=== What is expected ===
Look through the data and write out every line with the word "React" in it.

=== Records for this task ===
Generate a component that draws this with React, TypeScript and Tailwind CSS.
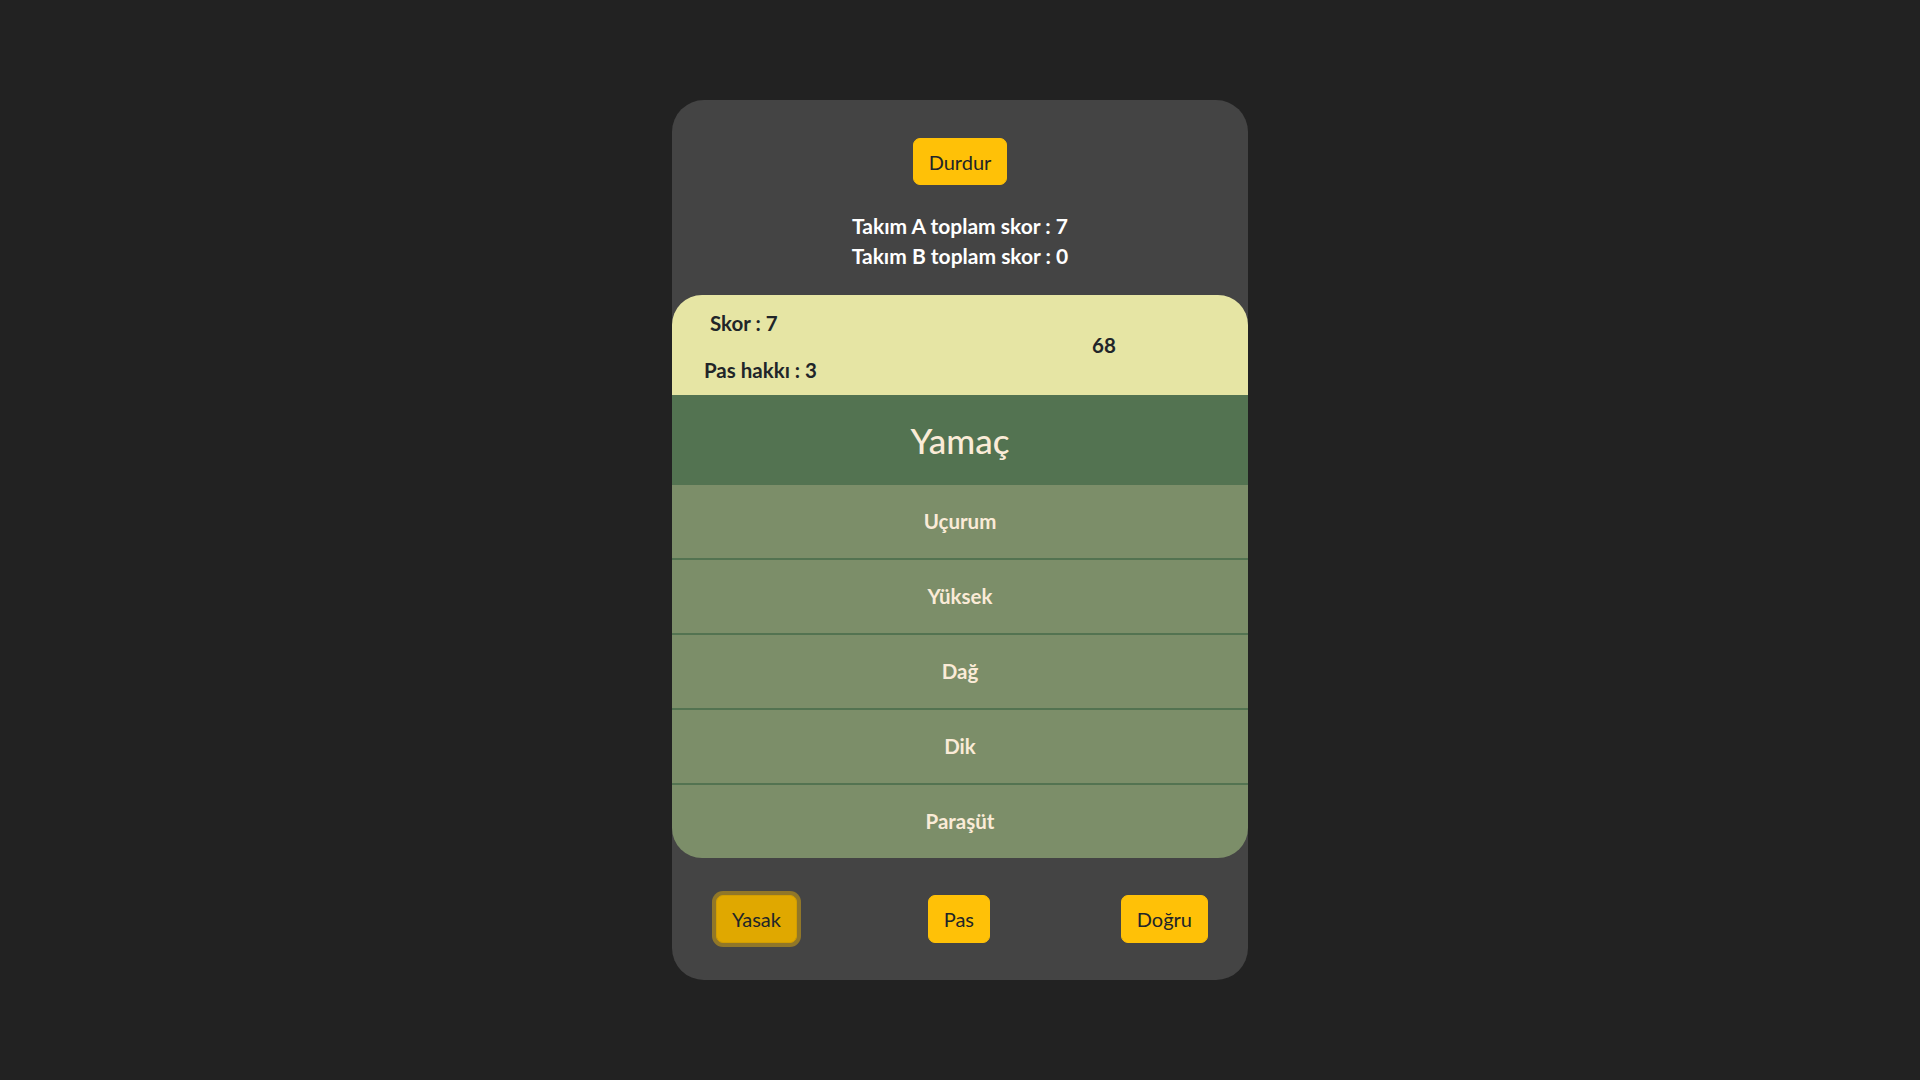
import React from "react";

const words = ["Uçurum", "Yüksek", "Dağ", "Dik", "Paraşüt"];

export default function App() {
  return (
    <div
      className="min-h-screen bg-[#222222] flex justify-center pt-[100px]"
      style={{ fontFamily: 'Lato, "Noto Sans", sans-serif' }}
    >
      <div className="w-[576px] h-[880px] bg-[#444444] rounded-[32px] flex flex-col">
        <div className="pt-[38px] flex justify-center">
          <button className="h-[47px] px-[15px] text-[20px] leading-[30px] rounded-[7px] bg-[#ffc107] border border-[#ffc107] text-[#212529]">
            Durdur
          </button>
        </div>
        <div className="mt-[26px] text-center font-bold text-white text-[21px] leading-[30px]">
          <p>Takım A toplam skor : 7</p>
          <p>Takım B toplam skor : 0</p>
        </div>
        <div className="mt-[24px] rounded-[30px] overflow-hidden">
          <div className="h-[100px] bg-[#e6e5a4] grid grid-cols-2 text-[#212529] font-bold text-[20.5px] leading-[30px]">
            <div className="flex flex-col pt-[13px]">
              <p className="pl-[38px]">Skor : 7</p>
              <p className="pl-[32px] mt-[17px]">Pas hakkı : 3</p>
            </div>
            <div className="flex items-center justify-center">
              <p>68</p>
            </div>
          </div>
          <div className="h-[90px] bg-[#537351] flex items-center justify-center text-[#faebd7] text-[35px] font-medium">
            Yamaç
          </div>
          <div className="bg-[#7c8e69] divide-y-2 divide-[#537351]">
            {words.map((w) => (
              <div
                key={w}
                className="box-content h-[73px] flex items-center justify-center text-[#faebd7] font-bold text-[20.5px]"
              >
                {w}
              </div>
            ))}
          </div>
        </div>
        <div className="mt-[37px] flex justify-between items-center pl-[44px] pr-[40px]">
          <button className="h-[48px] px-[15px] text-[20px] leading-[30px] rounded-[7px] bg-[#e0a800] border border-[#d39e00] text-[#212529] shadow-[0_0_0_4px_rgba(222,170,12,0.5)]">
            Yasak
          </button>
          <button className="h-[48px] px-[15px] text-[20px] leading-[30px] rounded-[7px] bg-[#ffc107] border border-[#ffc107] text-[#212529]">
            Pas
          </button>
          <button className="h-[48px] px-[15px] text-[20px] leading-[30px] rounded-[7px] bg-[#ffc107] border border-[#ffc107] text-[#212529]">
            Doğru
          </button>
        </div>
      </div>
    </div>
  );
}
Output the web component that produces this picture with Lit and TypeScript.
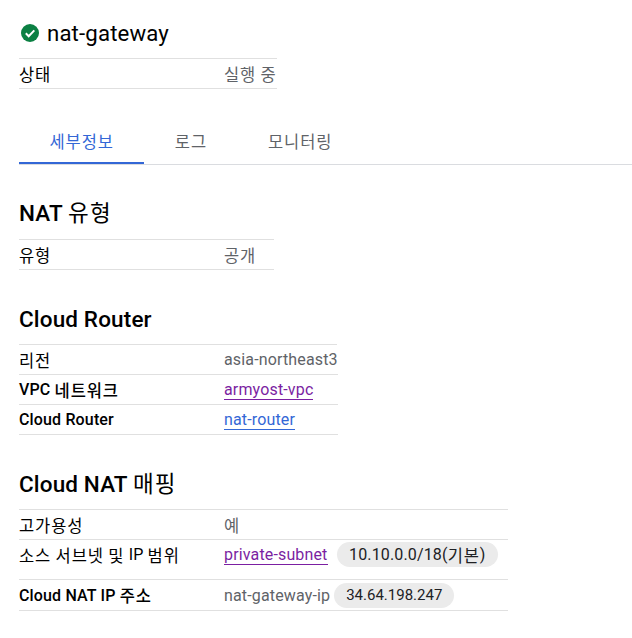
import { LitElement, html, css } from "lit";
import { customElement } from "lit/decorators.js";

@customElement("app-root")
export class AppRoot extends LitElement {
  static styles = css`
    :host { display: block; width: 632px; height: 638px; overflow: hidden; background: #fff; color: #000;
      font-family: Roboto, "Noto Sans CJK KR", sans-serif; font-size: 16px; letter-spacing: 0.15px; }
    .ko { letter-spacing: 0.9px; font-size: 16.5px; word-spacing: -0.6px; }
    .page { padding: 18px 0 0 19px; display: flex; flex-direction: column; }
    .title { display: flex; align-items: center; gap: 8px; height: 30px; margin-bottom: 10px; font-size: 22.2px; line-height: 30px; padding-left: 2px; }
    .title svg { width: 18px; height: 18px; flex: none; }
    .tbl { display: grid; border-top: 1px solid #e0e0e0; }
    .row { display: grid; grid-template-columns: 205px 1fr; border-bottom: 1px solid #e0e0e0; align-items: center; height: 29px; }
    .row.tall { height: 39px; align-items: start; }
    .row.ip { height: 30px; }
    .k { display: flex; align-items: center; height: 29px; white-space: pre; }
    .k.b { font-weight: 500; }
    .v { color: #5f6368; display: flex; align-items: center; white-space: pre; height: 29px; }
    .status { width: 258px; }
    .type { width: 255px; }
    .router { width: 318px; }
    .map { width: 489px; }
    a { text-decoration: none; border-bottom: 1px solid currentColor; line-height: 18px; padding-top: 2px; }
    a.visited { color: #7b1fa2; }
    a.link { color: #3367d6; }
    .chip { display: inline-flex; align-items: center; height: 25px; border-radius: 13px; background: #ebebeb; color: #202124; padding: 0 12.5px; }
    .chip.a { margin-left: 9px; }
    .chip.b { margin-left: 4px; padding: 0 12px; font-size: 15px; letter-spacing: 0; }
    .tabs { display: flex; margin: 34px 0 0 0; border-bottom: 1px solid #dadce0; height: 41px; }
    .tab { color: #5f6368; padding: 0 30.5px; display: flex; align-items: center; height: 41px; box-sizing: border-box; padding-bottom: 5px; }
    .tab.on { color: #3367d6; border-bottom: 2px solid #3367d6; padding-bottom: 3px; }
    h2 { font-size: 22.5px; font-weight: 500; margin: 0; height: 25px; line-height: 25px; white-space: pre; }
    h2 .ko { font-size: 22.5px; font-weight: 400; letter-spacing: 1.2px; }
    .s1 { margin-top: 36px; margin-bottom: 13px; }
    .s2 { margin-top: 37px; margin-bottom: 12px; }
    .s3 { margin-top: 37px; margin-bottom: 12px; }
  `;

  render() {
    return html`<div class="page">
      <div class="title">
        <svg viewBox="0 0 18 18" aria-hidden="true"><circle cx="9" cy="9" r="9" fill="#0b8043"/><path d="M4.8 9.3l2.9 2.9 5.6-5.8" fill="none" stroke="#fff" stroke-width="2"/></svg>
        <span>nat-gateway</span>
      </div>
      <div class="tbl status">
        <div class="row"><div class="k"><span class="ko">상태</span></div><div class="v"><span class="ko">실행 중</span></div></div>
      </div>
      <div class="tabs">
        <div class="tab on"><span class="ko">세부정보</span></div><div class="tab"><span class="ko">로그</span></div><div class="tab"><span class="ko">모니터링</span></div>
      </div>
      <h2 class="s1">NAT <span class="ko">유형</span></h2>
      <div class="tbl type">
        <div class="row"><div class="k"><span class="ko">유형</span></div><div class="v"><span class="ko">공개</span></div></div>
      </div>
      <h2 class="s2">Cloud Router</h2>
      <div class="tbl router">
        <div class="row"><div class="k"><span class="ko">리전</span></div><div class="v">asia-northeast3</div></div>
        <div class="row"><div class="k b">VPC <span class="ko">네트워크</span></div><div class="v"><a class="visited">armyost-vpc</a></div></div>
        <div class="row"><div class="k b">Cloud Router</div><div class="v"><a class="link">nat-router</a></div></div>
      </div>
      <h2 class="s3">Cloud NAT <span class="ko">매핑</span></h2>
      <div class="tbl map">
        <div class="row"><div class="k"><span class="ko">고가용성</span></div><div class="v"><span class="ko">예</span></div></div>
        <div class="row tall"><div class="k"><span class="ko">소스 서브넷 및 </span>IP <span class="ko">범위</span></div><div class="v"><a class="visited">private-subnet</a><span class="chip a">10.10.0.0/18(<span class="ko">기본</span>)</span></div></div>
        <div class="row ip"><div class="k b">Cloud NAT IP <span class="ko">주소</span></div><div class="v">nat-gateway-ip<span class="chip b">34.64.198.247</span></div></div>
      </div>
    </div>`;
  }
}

=== Correct answer ===
Generate a component that draws this with React, TypeScript and Tailwind CSS.
import React from "react";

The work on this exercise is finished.